Rosemerry Wahtola Trommer is an American Poet. She has roots in Colorado. I was introduced to her writings through a few friends.
In the poem below, For When People Ask, I so love the way that she points to the need for words that mean many things at one time. I love the way she points to a more complex registry of human experience that interrupts unintended, or intended, either / or thinking.
It happens every day in every day conversation. “How are you?” The short answer is often a colloquial agreement. “Good.” It’s succinct. And part of the pattern. But often, not even in proximity of real.
Any question of “How are you?” is likely to evoke much wider range of reality. “I’m good in that… I’m also struggling in that…” We are complex beings living complex realities that don’t have full vocabulary for a colloquial brevity together.

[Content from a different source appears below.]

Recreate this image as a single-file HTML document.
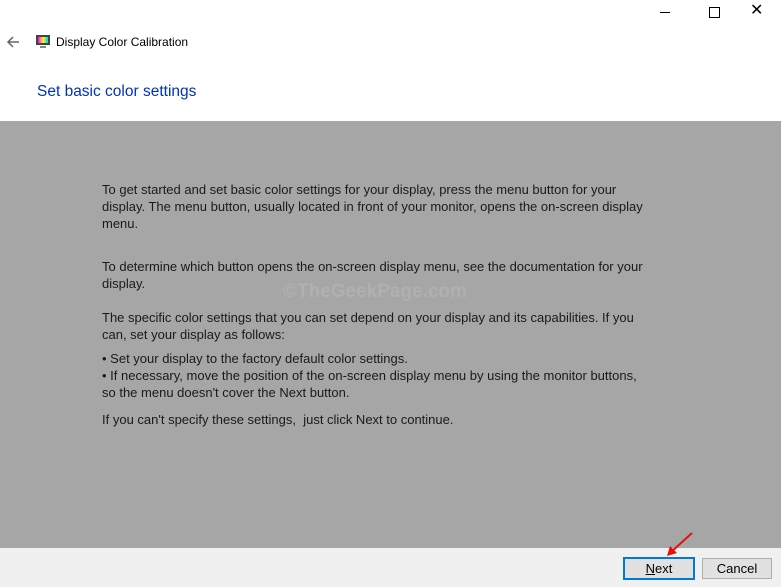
<!DOCTYPE html>
<html><head><style>
body{margin:0;width:781px;height:587px;background:#fff;font-family:"Liberation Sans",sans-serif;position:relative;overflow:hidden}
.a{position:absolute}
.p{position:absolute;left:102px;font-size:13px;color:#1a1a1a;line-height:17px;width:560px}
.btn{position:absolute;top:558px;height:19px;width:68px;background:#e1e1e1;border:1px solid #adadad;font-size:13px;text-align:center;line-height:19px;color:#000}
</style></head><body>
<div class="a" style="left:660px;top:12px;width:10px;height:1px;background:#000"></div>
<div class="a" style="left:709px;top:7px;width:9px;height:9px;border:1px solid #000"></div>
<div class="a" style="left:750px;top:0px;font-size:16px;color:#000">✕</div>
<svg class="a" style="left:6px;top:36px" width="14" height="12"><path d="M13 6H2M7 1L2 6l5 5" stroke="#666" stroke-width="1.5" fill="none"/></svg>
<svg class="a" style="left:35px;top:34px" width="16" height="16"><rect x="1" y="1" width="14" height="10" fill="#444"/><rect x="3" y="3" width="10" height="6" fill="url(#g)"/><defs><linearGradient id="g"><stop offset="0" stop-color="#f0f"/><stop offset=".5" stop-color="#ff0"/><stop offset="1" stop-color="#0cf"/></linearGradient></defs><rect x="5" y="12" width="6" height="2" fill="#888"/></svg>
<div class="a" style="left:56px;top:35px;font-size:12px;color:#000">Display Color Calibration</div>
<div class="a" style="left:37px;top:83px;font-size:15.5px;color:#0033bb">Set basic color settings</div>
<div class="a" style="left:0;top:121px;width:781px;height:427px;background:#a6a6a6"></div>
<div class="a" style="left:0;top:548px;width:781px;height:39px;background:#f0f0f0"></div>
<div class="a" style="left:283px;top:281px;font-size:19px;font-weight:bold;color:#b0b0b0">©TheGeekPage.com</div>
<div class="p" style="top:181px">To get started and set basic color settings for your display, press the menu button for your<br>display. The menu button, usually located in front of your monitor, opens the on-screen display<br>menu.</div>
<div class="p" style="top:258px">To determine which button opens the on-screen display menu, see the documentation for your<br>display.</div>
<div class="p" style="top:309px">The specific color settings that you can set depend on your display and its capabilities. If you<br>can, set your display as follows:</div>
<div class="p" style="top:350px">• Set your display to the factory default color settings.<br>• If necessary, move the position of the on-screen display menu by using the monitor buttons,<br>so the menu doesn't cover the Next button.</div>
<div class="p" style="top:411px">If you can't specify these settings,&nbsp; just click Next to continue.</div>
<div class="btn" style="left:623px;border:2px solid #0078d7;top:557px"><u>N</u>ext</div>
<div class="btn" style="left:702px">Cancel</div>
<svg class="a" style="left:665px;top:531px" width="30" height="26"><path d="M27 2L5 22" stroke="#e31010" stroke-width="2" fill="none"/><path d="M2 25l3-10 7 7z" fill="#e31010"/></svg>
</body></html>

The question that lives behind all of that for me is about how to live, listen, and share in healthy, witnessing, real ways together. Yup, that’s a big part of the poetry, the coaching, and the group facilitation that I get to do with people.
Enjoy Trommer’s poem below.
For When People Ask
Rosemerry Wahtola Trommer
I want a word that means
okay and not okay,
more than that: a word that means
devastated and stunned with joy.
I want the word that says
I feel it all all at once.
The heart is not like a songbird
singing only one note at a time,
more like a Tuvan throat singer
able to sing both a drone
and simultaneously
two or three harmonics high above it—
a sound, the Tuvans say,
that gives the impression
of wind swirling among rocks.
The heart understands swirl,
how the churning of opposite feelings
weaves through us like an insistent breeze
leads us wordlessly deeper into ourselves,
blesses us with paradox
so we might walk more openly
into this world so rife with devastation,
this world so ripe with joy.
Thank you for sharing this beautiful and evocative poem. I, too, have struggled with expressing how I feel, even naming for myself how I feel at any moment in this chaotic time of swirling emotions around me and in me as I grapple with realities of aging and illness. A word more specific and describe than I know would be helpful and comforting. The poet explains that so well. I wish I could still be the recipient of your teaching and mentoring as I have in the past.
I appreciate your learning Deborah. And the ways that you model such an inquiring kind of life.